A.G. Uncovers Illegal Scheme to Deregulate Apartments

New York State Attorney General Letitia James recently announced that her office had secured $4 million from a group of 29 New York City landlords after uncovering an illegal kickback scheme by the management companies they employed to deregulate hundreds of rent-stabilized apartments in New York City. Most of the buildings were either in Upper Manhattan or in Brooklyn, mainly in Flatbush and Brighton Beach.

The context: Prior to June of 2019 with the passage of the Housing Stability and Tenant Protection Act, if owners made improvements to rent-stabilized units, they could increase the rent of those units by a fraction of the cost of the improvements that were made, through a system known as Individual Apartment Improvements. If the rents rose enough to bring them over the deregulation threshold established by rent stabilization laws, owners could convert the rent-regulated units to market-rate units.

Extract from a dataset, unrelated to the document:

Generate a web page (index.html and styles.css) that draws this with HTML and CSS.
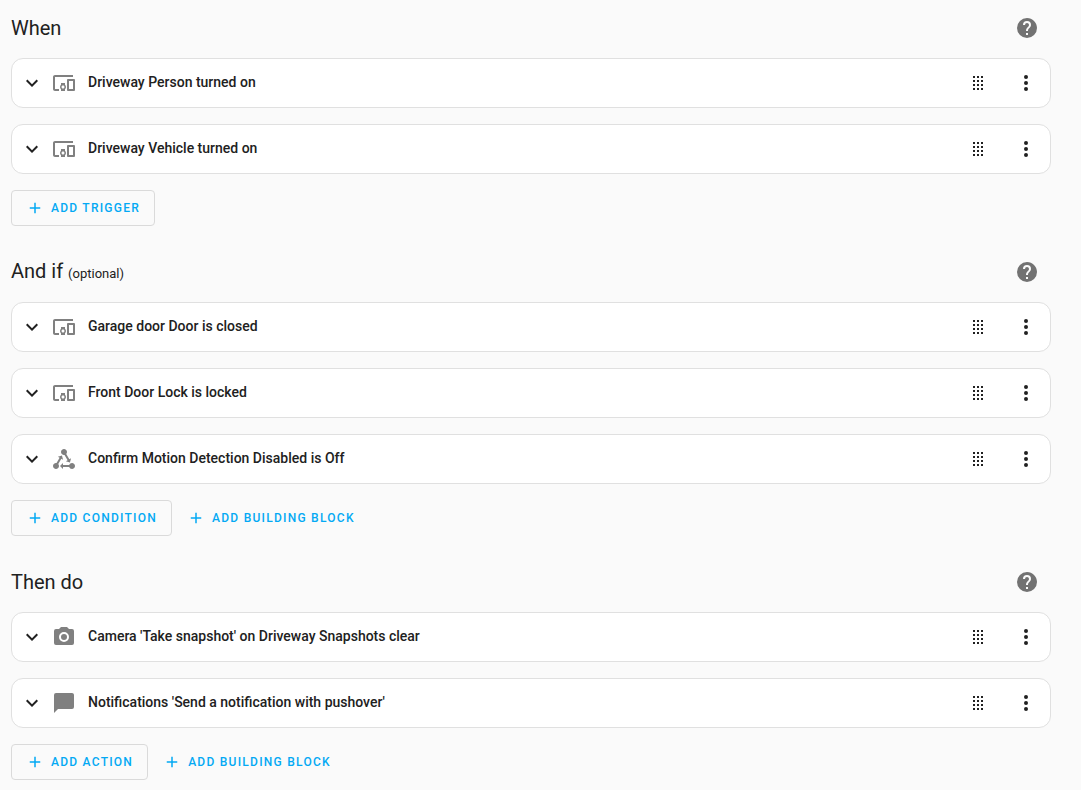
FILE: index.html
```html
<!DOCTYPE html>
<html lang="en">
<head>
    <meta charset="UTF-8">
    <meta name="viewport" content="width=device-width, initial-scale=1.0">
    <title>Automation editor</title>
    <link rel="stylesheet" href="styles.css">
</head>
<body>
    <!-- shared icons -->
    <svg class="sprite" aria-hidden="true">
        <symbol id="chevron" viewBox="0 0 24 24"><path d="M7.41,8.58L12,13.17L16.59,8.58L18,10L12,16L6,10L7.41,8.58Z"/></symbol>
        <symbol id="help" viewBox="0 0 24 24"><path d="M15.07,11.25L14.17,12.17C13.45,12.89 13,13.5 13,15H11V14.5C11,13.39 11.45,12.39 12.17,11.67L13.41,10.41C13.78,10.05 14,9.55 14,9C14,7.89 13.1,7 12,7A2,2 0 0,0 10,9H8A4,4 0 0,1 12,5A4,4 0 0,1 16,9C16,9.88 15.64,10.67 15.07,11.25M13,19H11V17H13M12,2A10,10 0 0,0 2,12A10,10 0 0,0 12,22A10,10 0 0,0 22,12C22,6.47 17.5,2 12,2Z"/></symbol>
        <symbol id="devices" viewBox="0 0 24 24"><path d="M3 6H21V4H3C1.9 4 1 4.9 1 6V18C1 19.1 1.9 20 3 20H7V18H3V6M13 12H9V13.78C8.39 14.33 8 15.11 8 16C8 16.89 8.39 17.67 9 18.22V20H13V18.22C13.61 17.67 14 16.88 14 16S13.61 14.33 13 13.78V12M11 17.5C10.17 17.5 9.5 16.83 9.5 16S10.17 14.5 11 14.5 12.5 15.17 12.5 16 11.83 17.5 11 17.5M22 8H16C15.5 8 15 8.5 15 9V19C15 19.5 15.5 20 16 20H22C22.5 20 23 19.5 23 19V9C23 8.5 22.5 8 22 8M21 18H17V10H21V18Z"/></symbol>
        <symbol id="state" viewBox="0 0 24 24"><path d="M6.27 17.05C6.72 17.58 7 18.25 7 19C7 20.66 5.66 22 4 22S1 20.66 1 19 2.34 16 4 16C4.18 16 4.36 16 4.53 16.05L7.6 10.69L5.86 9.7L9.95 8.58L11.07 12.67L9.33 11.68L6.27 17.05M20 16C18.7 16 17.6 16.84 17.18 18H11V16L8 19L11 22V20H17.18C17.6 21.16 18.7 22 20 22C21.66 22 23 20.66 23 19S21.66 16 20 16M12 8C12.18 8 12.36 8 12.53 7.95L15.6 13.31L13.86 14.3L17.95 15.42L19.07 11.33L17.33 12.32L14.27 6.95C14.72 6.42 15 5.75 15 5C15 3.34 13.66 2 12 2S9 3.34 9 5 10.34 8 12 8Z"/></symbol>
        <symbol id="camera" viewBox="0 0 24 24"><path d="M4,4H7L9,2H15L17,4H20A2,2 0 0,1 22,6V18A2,2 0 0,1 20,20H4A2,2 0 0,1 2,18V6A2,2 0 0,1 4,4M12,7A5,5 0 0,0 7,12A5,5 0 0,0 12,17A5,5 0 0,0 17,12A5,5 0 0,0 12,7M12,9A3,3 0 0,1 15,12A3,3 0 0,1 12,15A3,3 0 0,1 9,12A3,3 0 0,1 12,9Z"/></symbol>
        <symbol id="message" viewBox="0 0 24 24"><path d="M20,2H4A2,2 0 0,0 2,4V22L6,18H20A2,2 0 0,0 22,16V4C22,2.89 21.1,2 20,2Z"/></symbol>
        <symbol id="drag" viewBox="0 0 24 24"><path d="M7,19V17H9V19H7M11,19V17H13V19H11M15,19V17H17V19H15M7,15V13H9V15H7M11,15V13H13V15H11M15,15V13H17V15H15M7,11V9H9V11H7M11,11V9H13V11H11M15,11V9H17V11H15M7,7V5H9V7H7M11,7V5H13V7H11M15,7V5H17V7H15Z"/></symbol>
        <symbol id="dots" viewBox="0 0 24 24"><path d="M12,16A2,2 0 0,1 14,18A2,2 0 0,1 12,20A2,2 0 0,1 10,18A2,2 0 0,1 12,16M12,10A2,2 0 0,1 14,12A2,2 0 0,1 12,14A2,2 0 0,1 10,12A2,2 0 0,1 12,10M12,4A2,2 0 0,1 14,6A2,2 0 0,1 12,8A2,2 0 0,1 10,6A2,2 0 0,1 12,4Z"/></symbol>
        <symbol id="plus" viewBox="0 0 24 24"><path d="M19,13H13V19H11V13H5V11H11V5H13V11H19V13Z"/></symbol>
    </svg>

    <main class="editor">
        <section class="section">
            <div class="header">
                <h2>When</h2>
                <button class="icon-button help" aria-label="Help"><svg class="icon"><use href="#help"/></svg></button>
            </div>
            <div class="rows">
                <div class="card">
                    <button class="expand" aria-label="Expand"><svg class="icon"><use href="#chevron"/></svg></button>
                    <svg class="icon type"><use href="#devices"/></svg>
                    <h3>Driveway Person turned on</h3>
                    <button class="icon-button" aria-label="Move"><svg class="icon"><use href="#drag"/></svg></button>
                    <button class="icon-button" aria-label="Menu"><svg class="icon"><use href="#dots"/></svg></button>
                </div>
                <div class="card">
                    <button class="expand" aria-label="Expand"><svg class="icon"><use href="#chevron"/></svg></button>
                    <svg class="icon type"><use href="#devices"/></svg>
                    <h3>Driveway Vehicle turned on</h3>
                    <button class="icon-button" aria-label="Move"><svg class="icon"><use href="#drag"/></svg></button>
                    <button class="icon-button" aria-label="Menu"><svg class="icon"><use href="#dots"/></svg></button>
                </div>
                <div class="buttons">
                    <button class="add outlined"><svg><use href="#plus"/></svg>Add trigger</button>
                </div>
            </div>
        </section>

        <section class="section">
            <div class="header">
                <h2>And if <small>(optional)</small></h2>
                <button class="icon-button help" aria-label="Help"><svg class="icon"><use href="#help"/></svg></button>
            </div>
            <div class="rows">
                <div class="card">
                    <button class="expand" aria-label="Expand"><svg class="icon"><use href="#chevron"/></svg></button>
                    <svg class="icon type"><use href="#devices"/></svg>
                    <h3>Garage door Door is closed</h3>
                    <button class="icon-button" aria-label="Move"><svg class="icon"><use href="#drag"/></svg></button>
                    <button class="icon-button" aria-label="Menu"><svg class="icon"><use href="#dots"/></svg></button>
                </div>
                <div class="card">
                    <button class="expand" aria-label="Expand"><svg class="icon"><use href="#chevron"/></svg></button>
                    <svg class="icon type"><use href="#devices"/></svg>
                    <h3>Front Door Lock is locked</h3>
                    <button class="icon-button" aria-label="Move"><svg class="icon"><use href="#drag"/></svg></button>
                    <button class="icon-button" aria-label="Menu"><svg class="icon"><use href="#dots"/></svg></button>
                </div>
                <div class="card">
                    <button class="expand" aria-label="Expand"><svg class="icon"><use href="#chevron"/></svg></button>
                    <svg class="icon type"><use href="#state"/></svg>
                    <h3>Confirm Motion Detection Disabled is Off</h3>
                    <button class="icon-button" aria-label="Move"><svg class="icon"><use href="#drag"/></svg></button>
                    <button class="icon-button" aria-label="Menu"><svg class="icon"><use href="#dots"/></svg></button>
                </div>
                <div class="buttons">
                    <button class="add outlined"><svg><use href="#plus"/></svg>Add condition</button>
                    <button class="add"><svg><use href="#plus"/></svg>Add building block</button>
                </div>
            </div>
        </section>

        <section class="section">
            <div class="header">
                <h2>Then do</h2>
                <button class="icon-button help" aria-label="Help"><svg class="icon"><use href="#help"/></svg></button>
            </div>
            <div class="rows">
                <div class="card">
                    <button class="expand" aria-label="Expand"><svg class="icon"><use href="#chevron"/></svg></button>
                    <svg class="icon type"><use href="#camera"/></svg>
                    <h3>Camera 'Take snapshot' on Driveway Snapshots clear</h3>
                    <button class="icon-button" aria-label="Move"><svg class="icon"><use href="#drag"/></svg></button>
                    <button class="icon-button" aria-label="Menu"><svg class="icon"><use href="#dots"/></svg></button>
                </div>
                <div class="card">
                    <button class="expand" aria-label="Expand"><svg class="icon"><use href="#chevron"/></svg></button>
                    <svg class="icon type"><use href="#message"/></svg>
                    <h3>Notifications 'Send a notification with pushover'</h3>
                    <button class="icon-button" aria-label="Move"><svg class="icon"><use href="#drag"/></svg></button>
                    <button class="icon-button" aria-label="Menu"><svg class="icon"><use href="#dots"/></svg></button>
                </div>
                <div class="buttons">
                    <button class="add outlined"><svg><use href="#plus"/></svg>Add action</button>
                    <button class="add"><svg><use href="#plus"/></svg>Add building block</button>
                </div>
            </div>
        </section>
    </main>
</body>
</html>
```
FILE: styles.css
```css
* {
    box-sizing: border-box;
}
body {
    margin: 0;
    background: #fafafa;
    color: #212121;
    font-family: Roboto, sans-serif;
    font-size: 14px;
}
button {
    border: none;
    padding: 0;
    background: none;
    color: inherit;
    font-family: inherit;
    cursor: pointer;
}
svg {
    display: block;
    fill: currentColor;
}
.sprite {
    display: none;
}
.editor {
    display: flex;
    flex-direction: column;
    gap: 22px;
    padding: 4px 30px 8px 11px;
}
.header {
    display: flex;
    align-items: center;
    justify-content: space-between;
    margin-bottom: 6px;
}
h2 {
    margin: 0;
    font-size: 20px;
    font-weight: 400;
    line-height: 28px;
}
h2 small {
    font-size: 13px;
}
.rows {
    display: flex;
    flex-direction: column;
    gap: 16px;
}
.card {
    display: flex;
    align-items: center;
    padding-left: 8px;
    background: #fff;
    border: 1px solid #e0e0e0;
    border-radius: 12px;
}
.icon {
    width: 24px;
    height: 24px;
    flex: none;
}
.type {
    margin: 0 12px 0 8px;
    color: #808080;
}
h3 {
    flex: 1;
    margin: 0;
    padding-bottom: 3px;
    font-size: 14px;
    font-weight: 500;
    line-height: 20px;
}
.icon-button {
    display: flex;
    align-items: center;
    justify-content: center;
    width: 48px;
    height: 48px;
}
.help {
    color: #727272;
}
.buttons {
    display: flex;
    gap: 7px;
}
.add {
    display: flex;
    align-items: center;
    gap: 7px;
    height: 36px;
    padding: 0 8px;
    border-radius: 4px;
    color: #03a9f4;
    font-size: 12px;
    font-weight: 500;
    letter-spacing: 1.25px;
    text-transform: uppercase;
}
.add svg {
    width: 18px;
    height: 18px;
}
.outlined {
    padding: 0 14px;
    border: 1px solid #dadada;
}
```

The owners in the settlement had used now-defunct property management firms Newcastle Realty Services, LLC (Newcastle) and Highcastle Management, LLC (Highcastle). These management firms inflated and falsely stated renovation costs for rent-stabilized apartments in an attempt to deregulate them, and their employees accepted more than $1 million in kickbacks from contractors in exchange for hiring them on renovation jobs. Newcastle and Highcastle, in addition to inflating costs for renovation jobs, included the kickbacks they received from contractors in the charges reported for certain units.

The bottom line: The owners failed to provide sufficient oversight of the management firm’s practices. As a result, as part of the settlement, the owners paid $4 million to Attorney General James’ Affordable Housing Fund with the New York City Department of Housing Preservation and Development (HPD), which preserves and expands affordable housing in New York City. They have also engaged an independent auditor to evaluate the regulated status and legal regulated rents of the apartments previously managed by Newcastle and Highcastle.

Following completion of the auditor’s evaluation, the owners will follow protocols set forth by the attorney general’s office to reset legal rents, offer rent stabilized leases, and refund current tenants for overcharges, as necessary.